Material Breach and Potential Damages
The court focused on the allegations that EMCO had misrepresented critical facts regarding Metcraft's obligations to the pension fund, which constituted a material breach of the contract. In evaluating these claims, the court accepted as true Power Soak's assertions that had it known about Metcraft's pension obligations, it would not have proceeded with the acquisition or would have negotiated a lower purchase price. This consideration underscored the potential damages that Power Soak could prove, as the diminished value of Metcraft was directly tied to EMCO's misrepresentation. The court highlighted that even if the pension fund had not yet sued Metcraft, the threat of substantial withdrawal liability created a cloud over Metcraft's title, thereby affecting its value. Thus, the court found that the allegations of material breach and potential damages were sufficient to establish the ripeness of Power Soak's claims.

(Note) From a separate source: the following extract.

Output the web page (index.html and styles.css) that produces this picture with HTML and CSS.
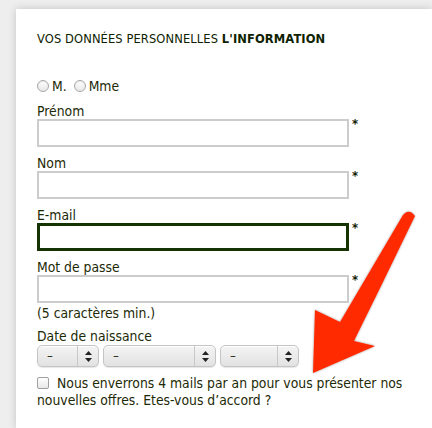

Anticipatory Breach and Duty to Defend
The court further analyzed Power Soak's claim regarding EMCO's refusal to defend against the pension fund's demand letter, framing it as an anticipatory breach of contract. Under Missouri law, anticipatory breach occurs when one party communicates an intention not to perform their contractual obligations. In this case, Power Soak had tendered the demand letter to EMCO for defense, but EMCO explicitly rejected the request. The court noted that the duty to defend arises whenever there is a potential liability, irrespective of the ultimate outcome of a trial or the final determination of liability. Since EMCO's refusal to defend indicated a clear repudiation of its contractual obligations, the court concluded that this aspect of Power Soak's claim was also ripe for litigation. The court emphasized that the duty to defend exists even if the indemnification obligation remains uncertain until further factual development.
Conclusion on Ripeness
Ultimately, the court found that Power Soak had presented multiple theories of liability that were ripe for adjudication, thereby denying EMCO's motion to dismiss. The court's analysis confirmed that the claims for breach of contract were sufficiently grounded in factual allegations that indicated a material breach and potential damages. Additionally, the anticipatory breach concerning EMCO's refusal to defend further solidified the court's decision. The court recognized that while some aspects of the indemnification claim might involve complexities that would need to be addressed later, the overall claims presented by Power Soak warranted judicial review at this stage. Therefore, the court concluded that the claims were not only ripe but also meritorious enough to proceed to trial.